Beneath Iraq's no-fly zone was a country with no government, no central bank, no law of legal tender, and no cash except for the Swiss dinars that the Kurds, who lived there, happened to have in their wallets. De La Rue was not going to print any more, and how would the Kurds have paid for them, anyway? Instead, they made do with what they had, and soon found that this worked rather well. The money supply remained constant, or may even have shrunk, if notes found their way into trouser pockets and then into washing machines. The Swiss dinar developed a life of its own. This was a much better currency than the Saddam dinar, and it soon went to a premium. One Swiss dinar came to be worth as much as 300 Saddam dinars and had trebled in value against the US dollar. That represented a bet on Gulf War II. When the war was officially over, Paul Bremer, the de facto viceroy, announced that Iraq would have a new dinar, supplanting the old ones on terms that made one Swiss worth 150 Saddams. De La Rue got the order, but he would have done better to leave well alone.

Hayek's Law

The Swiss dinar shows us all how little the value of money depends upon official promises. Ministers will always be tempted to get themselves out of trouble by printing some more, and why should viceroys' promises be any different? The Swiss dinar worked because it was worth what the Kurds chose to think it was worth, and the supply was finite. Now what monetary asset does that remind you of? Clue: it's yellow, it's shiny, it's portable... Friedrich Hayek, the libertarian economist, thought that money should not be the monopoly of governments and central banks. If they had competition, the brand of money that did the best job as a store of value and medium of exchange would dominate the market. Good money, in an unusual application of Gresham's Law, would drive out bad. In Iraq, of all places, it did_ The Kurds have shown us the way.

Bottoms up

Forget top-up fees. Bottom-up funding is what our universities need: a benign process of colonic irrigation. This policy is on offer to any political party — such as Tony Blair's or Michael Howard's — which resents top-up fees, does not think they will work but can't devise anything better, as will be apparent in next week's debate. Nothing, indeed, could be simpler than bottom-up funding. The vice-chancellor of Camford gets a letter from the Treasury. Last year, it says, we subsidised Camford to the tune of £50 million. This represents the interest we have to pay on El billion of British government stock. Would you rather have the stock instead of the subsidy? The cost would be the same to us, as you can see, but you would have an endowment to sit on, and a nice warm glow as the dividends spread upwards.
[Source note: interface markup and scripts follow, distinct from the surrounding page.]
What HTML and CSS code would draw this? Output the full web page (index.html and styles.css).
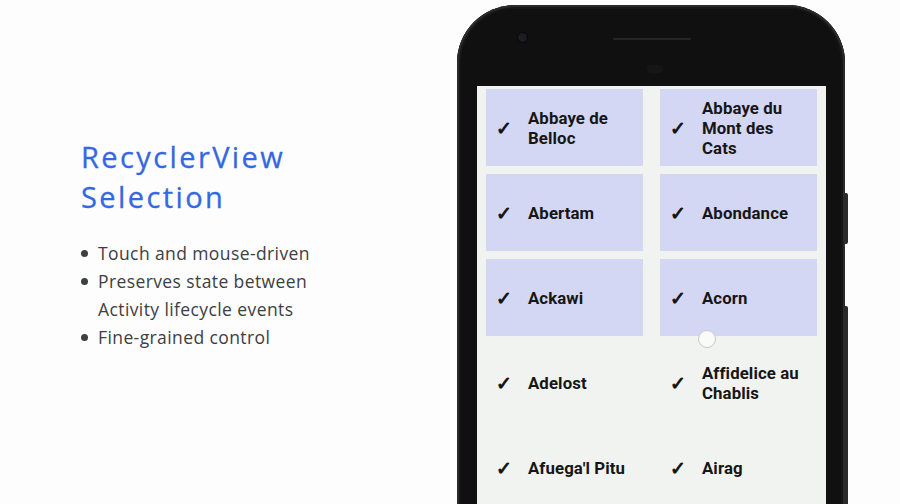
FILE: index.html
```html
<!DOCTYPE html>
<html>
<head>
<meta charset="utf-8">
<link rel="stylesheet" href="styles.css">
</head>
<body>
<div class="slide">
  <div class="text">
    <h1 class="title">RecyclerView<br>Selection</h1>
    <ul class="bullets">
      <li>Touch and mouse-driven</li>
      <li>Preserves state between Activity lifecycle events</li>
      <li>Fine-grained control</li>
    </ul>
  </div>
  <div class="phone">
    <div class="btn btn-power"></div>
    <div class="btn btn-vol"></div>
    <div class="bezel">
      <div class="camera"></div>
      <div class="speaker"></div>
      <div class="sensor"></div>
    </div>
    <div class="screen">
      <div class="grid">
        <div class="cell sel"><span class="check">✓</span><span class="name">Abbaye de Belloc</span></div>
        <div class="cell sel"><span class="check">✓</span><span class="name">Abbaye du Mont des Cats</span></div>
        <div class="cell sel"><span class="check">✓</span><span class="name">Abertam</span></div>
        <div class="cell sel"><span class="check">✓</span><span class="name">Abondance</span></div>
        <div class="cell sel"><span class="check">✓</span><span class="name">Ackawi</span></div>
        <div class="cell sel"><span class="check">✓</span><span class="name">Acorn</span></div>
        <div class="cell"><span class="check">✓</span><span class="name">Adelost</span></div>
        <div class="cell"><span class="check">✓</span><span class="name">Affidelice au Chablis</span></div>
        <div class="cell"><span class="check">✓</span><span class="name">Afuega'l Pitu</span></div>
        <div class="cell"><span class="check">✓</span><span class="name">Airag</span></div>
      </div>
      <div class="touch"></div>
    </div>
  </div>
</div>
</body>
</html>
```
FILE: styles.css
```css
html, body {
  margin: 0;
  padding: 0;
  width: 900px;
  height: 504px;
  overflow: hidden;
  background: #fdfdfd;
}
.slide {
  display: flex;
  width: 900px;
  height: 504px;
}
.text {
  width: 375px;
  padding-left: 81px;
  padding-top: 137px;
  box-sizing: border-box;
  flex: none;
}
.title {
  margin: 0;
  font-family: "Open Sans", Roboto, sans-serif;
  font-weight: 400;
  font-size: 29px;
  line-height: 40px;
  color: #3468e2;
  letter-spacing: 2.4px;
  -webkit-text-stroke: 0.3px #3468e2;
}
.bullets {
  margin: 22px 0 0 0;
  padding: 0;
  list-style: none;
  width: 250px;
  font-family: "Open Sans", Roboto, sans-serif;
  font-size: 17.5px;
  line-height: 28px;
  letter-spacing: 0.4px;
  color: #3c4043;
}
.bullets li {
  position: relative;
  padding-left: 17px;
}
.bullets li::before {
  content: "";
  position: absolute;
  left: 0;
  top: 11px;
  width: 7px;
  height: 7px;
  border-radius: 50%;
  background: #3c4043;
}
.phone {
  flex: none;
  margin-left: 82px;
  margin-top: 5px;
  width: 388px;
  height: 560px;
  background: #101010;
  border-radius: 58px 58px 0 0;
  box-shadow: inset 0 0 0 2px #2b2b2b, inset 0 0 0 4px #161616;
  position: relative;
  display: flex;
  flex-direction: column;
  align-items: center;
}
.btn {
  position: absolute;
  right: -3px;
  width: 3px;
  background: #2a2a2a;
  border-radius: 0 2px 2px 0;
}
.btn-power { top: 188px; height: 51px; }
.btn-vol { top: 301px; height: 220px; }
.bezel {
  height: 81px;
  width: 100%;
  position: relative;
  flex: none;
}
.camera {
  position: absolute;
  left: 61px;
  top: 28px;
  width: 9px;
  height: 9px;
  border-radius: 50%;
  background: #1c1c22;
  box-shadow: 0 0 0 1px #080808;
}
.speaker {
  position: absolute;
  left: 156px;
  top: 33px;
  width: 78px;
  height: 2px;
  border-radius: 2px;
  background: #262626;
}
.sensor {
  position: absolute;
  left: 190px;
  top: 60px;
  width: 16px;
  height: 8px;
  border-radius: 4px;
  background: #161616;
}
.screen {
  width: 349px;
  margin-left: 1px;
  flex: 1;
  background: #f0f3ef;
  position: relative;
  padding: 3px 9px 0 9px;
  box-sizing: border-box;
}
.grid {
  display: grid;
  grid-template-columns: 157px 157px;
  grid-auto-rows: 77px;
  column-gap: 17px;
  row-gap: 8px;
}
.cell {
  display: flex;
  align-items: center;
  font-family: Roboto, "Liberation Sans", sans-serif;
  font-weight: 700;
  font-size: 16.8px;
  line-height: 20px;
  letter-spacing: 0.1px;
  color: #161616;
}
.cell.sel {
  background: #d4d7f3;
}
.check {
  width: 42px;
  flex: none;
  padding-left: 10px;
  box-sizing: border-box;
  font-family: "DejaVu Sans", sans-serif;
  font-size: 19px;
  font-weight: 400;
  line-height: 20px;
  color: #111;
  -webkit-text-stroke: 0.9px #111;
}
.name {
  padding-right: 8px;
}
.touch {
  position: absolute;
  left: 221px;
  top: 244px;
  width: 16px;
  height: 16px;
  border-radius: 50%;
  background: #fafafa;
  border: 1px solid #c8c8cc;
}
```
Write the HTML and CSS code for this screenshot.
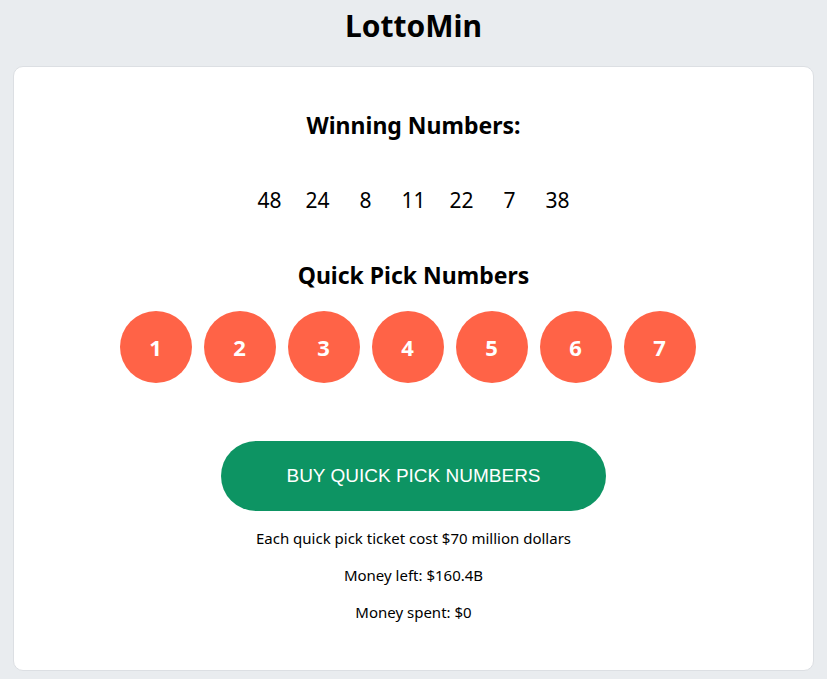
FILE: index.html
```html
<!DOCTYPE html>
<html lang="en">
<head>
<meta charset="utf-8">
<title>LottoMin</title>
<link rel="stylesheet" href="styles.css">
</head>
<body>
<h1 class="title">LottoMin</h1>
<main class="card">
  <h2 class="heading heading-win">Winning Numbers:</h2>
  <div class="winning">
    <span class="num">48</span>
    <span class="num">24</span>
    <span class="num">8</span>
    <span class="num">11</span>
    <span class="num">22</span>
    <span class="num">7</span>
    <span class="num">38</span>
  </div>
  <h2 class="heading heading-quick">Quick Pick Numbers</h2>
  <div class="balls">
    <span class="ball">1</span>
    <span class="ball">2</span>
    <span class="ball">3</span>
    <span class="ball">4</span>
    <span class="ball">5</span>
    <span class="ball">6</span>
    <span class="ball">7</span>
  </div>
  <button class="buy">BUY QUICK PICK NUMBERS</button>
  <p class="info">Each quick pick ticket cost $70 million dollars</p>
  <p class="info">Money left: $160.4B</p>
  <p class="info">Money spent: $0</p>
</main>
</body>
</html>
```
FILE: styles.css
```css
html, body {
  margin: 0;
  padding: 0;
}
body {
  background: #e9ecef;
  font-family: "Noto Sans", "Open Sans", sans-serif;
  color: #000;
  height: 679px;
  overflow: hidden;
}
.title {
  margin: 0;
  padding: 6px 0 0;
  height: 66px;
  box-sizing: border-box;
  text-align: center;
  font-size: 30px;
  font-weight: 700;
  line-height: 40px;
}
.card {
  margin: 0 13px;
  background: #fff;
  border: 1px solid #dcdfe3;
  border-radius: 10px;
  height: 605px;
  box-sizing: border-box;
  display: flex;
  flex-direction: column;
  align-items: center;
  padding-top: 40px;
}
.heading {
  margin: 0;
  font-size: 23px;
  font-weight: 700;
  line-height: 36px;
}
.winning {
  display: flex;
  margin-top: 39px;
  height: 36px;
  align-items: center;
}
.num {
  width: 48px;
  text-align: center;
  font-size: 21px;
}
.heading-quick {
  margin-top: 39px;
}
.balls {
  display: flex;
  margin-top: 18px;
}
.ball {
  width: 72px;
  height: 72px;
  border-radius: 50%;
  background: #ff6347;
  color: #fff;
  font-weight: 700;
  font-size: 22px;
  display: flex;
  align-items: center;
  justify-content: center;
  margin-right: 12px;
}
.buy {
  margin-top: 58px;
  width: 385px;
  height: 70px;
  border: none;
  border-radius: 35px;
  background: #0d9463;
  color: #fff;
  font-family: "Liberation Sans", Arial, sans-serif;
  font-size: 19px;
  cursor: pointer;
}
.info {
  margin: 17px 0 0;
  font-size: 15px;
  line-height: 21px;
}
.info + .info {
  margin-top: 16px;
}
```
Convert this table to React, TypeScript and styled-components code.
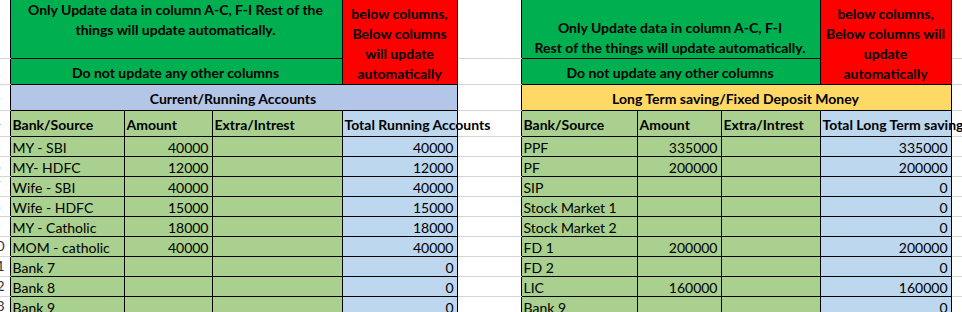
import React from "react";
import styled, { createGlobalStyle, css } from "styled-components";

const Global = createGlobalStyle`
  html, body { margin: 0; padding: 0; background: #fff; overflow: hidden; }
  body { font-family: Lato, "Liberation Sans", sans-serif; }
`;

type Tone = "head" | "warn" | "blue" | "gold" | "data" | "total";

const toneBg: Record<Tone, string> = {
  head: "#00B050",
  warn: "#FF0000",
  blue: "#B4C6E7",
  gold: "#FFD966",
  data: "#A9D08E",
  total: "#BDD7EE",
};

const Viewport = styled.div`
  width: 962px;
  height: 312px;
  overflow: hidden;
`;

const Sheet = styled.table`
  border-collapse: collapse;
  table-layout: fixed;
  width: 1000px;
  font-family: Lato, "Liberation Sans", sans-serif;
  font-size: 14px;
  color: #000;
`;

const Row = styled.tr<{ $h: number }>`
  height: ${(p) => p.$h}px;
`;

const RowHead = styled.td`
  padding: 0;
  border-bottom: 1px solid #d4d4d4;
  vertical-align: middle;
  overflow: hidden;
`;

const RowNum = styled.div`
  display: flex;
  justify-content: flex-end;
  overflow: hidden;
  font-size: 14px;
  line-height: 16px;
  color: #333;
  span {
    flex: none;
    width: 26px;
    text-align: center;
  }
`;

const Cell = styled.td<{
  $tone: Tone;
  $align?: "left" | "center" | "right";
  $bold?: boolean;
  $pad?: number;
  $open?: boolean;
  $valign?: "top" | "bottom";
  $lh?: number;
}>`
  background: ${(p) => toneBg[p.$tone]};
  border: 1px solid #000;
  ${(p) =>
    p.$open &&
    css`
      border-top: none;
    `}
  padding: 0 3px ${(p) => p.$pad ?? 0}px 2px;
  text-align: ${(p) => p.$align ?? "left"};
  font-weight: ${(p) => (p.$bold ? 700 : 400)};
  white-space: nowrap;
  vertical-align: ${(p) => p.$valign ?? "bottom"};
  line-height: ${(p) => p.$lh ?? 16}px;
`;

const Blank = styled.td`
  padding: 0;
  border-bottom: 1px solid #d4d4d4;
`;

const Clip = styled.div<{ $h: number }>`
  height: ${(p) => p.$h}px;
  display: flex;
  flex-direction: column;
  justify-content: flex-end;
  overflow: hidden;
  line-height: 20px;
  text-align: center;
`;

const Line = styled.span`
  display: block;
  white-space: nowrap;
`;

const cols = [10, 114, 88, 130, 115, 64, 116, 84, 99, 131, 49];

const running: [string, string, string][] = [
  ["MY - SBI", "40000", "40000"],
  ["MY- HDFC", "12000", "12000"],
  ["Wife - SBI", "40000", "40000"],
  ["Wife - HDFC", "15000", "15000"],
  ["MY - Catholic", "18000", "18000"],
  ["MOM - catholic", "40000", "40000"],
  ["Bank 7", "", "0"],
  ["Bank 8", "", "0"],
  ["Bank 9", "", "0"],
];

const longTerm: [string, string, string][] = [
  ["PPF", "335000", "335000"],
  ["PF", "200000", "200000"],
  ["SIP", "", "0"],
  ["Stock Market 1", "", "0"],
  ["Stock Market 2", "", "0"],
  ["FD 1", "200000", "200000"],
  ["FD 2", "", "0"],
  ["LIC", "160000", "160000"],
  ["Bank 9", "", "0"],
];

const Num = ({ n }: { n: number }) => (
  <RowHead>
    <RowNum>
      <span>{n}</span>
    </RowNum>
  </RowHead>
);

export default function App() {
  return (
    <>
      <Global />
      <Viewport>
        <Sheet>
          <colgroup>
            {cols.map((w, i) => (
              <col key={i} style={{ width: w }} />
            ))}
          </colgroup>
          <tbody>
            <Row $h={58}>
              <Num n={1} />
              <Cell colSpan={3} $tone="head" $bold $align="center" $valign="top" $lh={20} $open>
                <Line>Only Update data in column A-C, F-I Rest of the</Line>
                <Line>things will update automatically.</Line>
              </Cell>
              <Cell rowSpan={2} $tone="warn" $bold $open style={{ padding: 0 }}>
                <Clip $h={83}>
                  <Line>Only update</Line>
                  <Line>below columns,</Line>
                  <Line>Below columns</Line>
                  <Line>will update</Line>
                  <Line>automatically</Line>
                </Clip>
              </Cell>
              <Blank />
              <Cell colSpan={3} $tone="head" $bold $align="center" $lh={20} $open>
                <Line>Only Update data in column A-C, F-I</Line>
                <Line>Rest of the things will update automatically.</Line>
              </Cell>
              <Cell rowSpan={2} $tone="warn" $bold $open style={{ padding: 0 }}>
                <Clip $h={83}>
                  <Line>Only update</Line>
                  <Line>below columns,</Line>
                  <Line>Below columns will</Line>
                  <Line>update</Line>
                  <Line>automatically</Line>
                </Clip>
              </Cell>
              <Blank />
            </Row>
            <Row $h={26}>
              <Num n={2} />
              <Cell colSpan={3} $tone="head" $bold $align="center" $pad={3}>
                Do not update any other columns
              </Cell>
              <Blank />
              <Cell colSpan={3} $tone="head" $bold $align="center" $pad={3}>
                Do not update any other columns
              </Cell>
              <Blank />
            </Row>
            <Row $h={26}>
              <Num n={3} />
              <Cell colSpan={4} $tone="blue" $bold $align="center" $pad={3}>
                Current/Running Accounts
              </Cell>
              <Blank />
              <Cell colSpan={4} $tone="gold" $bold $align="center" $pad={3}>
                Long Term saving/Fixed Deposit Money
              </Cell>
              <Blank />
            </Row>
            <Row $h={26}>
              <Num n={4} />
              <Cell $tone="data" $bold $pad={3}>Bank/Source</Cell>
              <Cell $tone="data" $bold $pad={3}>Amount</Cell>
              <Cell $tone="data" $bold $pad={3}>Extra/Intrest</Cell>
              <Cell $tone="total" $bold $pad={3}>Total Running Accounts</Cell>
              <Blank />
              <Cell $tone="data" $bold $pad={3}>Bank/Source</Cell>
              <Cell $tone="data" $bold $pad={3}>Amount</Cell>
              <Cell $tone="data" $bold $pad={3}>Extra/Intrest</Cell>
              <Cell $tone="total" $bold $pad={3}>Total Long Term saving</Cell>
              <Blank />
            </Row>
            {running.map((r, i) => {
              const l = longTerm[i];
              return (
                <Row $h={20} key={i}>
                  <Num n={i + 5} />
                  <Cell $tone="data">{r[0]}</Cell>
                  <Cell $tone="data" $align="right">{r[1]}</Cell>
                  <Cell $tone="data" />
                  <Cell $tone="total" $align="right">{r[2]}</Cell>
                  <Blank />
                  <Cell $tone="data">{l[0]}</Cell>
                  <Cell $tone="data" $align="right">{l[1]}</Cell>
                  <Cell $tone="data" />
                  <Cell $tone="total" $align="right">{l[2]}</Cell>
                  <Blank />
                </Row>
              );
            })}
          </tbody>
        </Sheet>
      </Viewport>
    </>
  );
}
It would give you the independence that you used to have, still hanker after, and envy in Harvard and Yale. You would be masters of your own finances, but if you need more, don't come whinging to us. Redevelop some colleges. Take over the polytechnic next door. The option is Carnford's, vicechancellor. Answers by Budget Day, please. Terms and conditions apply. Bottoms up!

Quote, unquote

Dear Chairman, writes the lady from the London Stock Exchange. I'm your relationship manager. We thought you ought to have one. Your shares are quoted on our exchange, so that makes you our customer. I'll be in touch, but do let me know if I can help. The chairman is startled. This, he says, is the first friendly letter I've ever had from these people. Up to now it's all been rules and bills. He has drafted a reply: Dear Manager, or may I call you Claire? Well, thanks. I must say yours is an expensive club to belong to. Haven't you got any brokers who know how to invoice in less than six figures? Add to that what we spend on lawyers and printers and the time I waste coping with fund managers who'd knife me for ninepence and boot Cousin George off the board — and what's it all for? I tried to put our quotation into the accounts as an asset but the auditors disallowed it. Half my friends have taken their companies private and the other half are hoping that some venture capitalist will buy them out. That must be bad for your business. Perhaps you have noticed. Now try to show me I need you.

Spot the synergy

I have not thought it right until now to comment on the affairs of Hollinger International, parent company of The Spectator — but I see synergy in the approach from the Barclay brothers. They already own the Ritz. I look forward to a euphoric future of joint promotions and staff discounts. There will be special room rates for readers who, wanting to capitalise on their houses, elect to sell up and move in.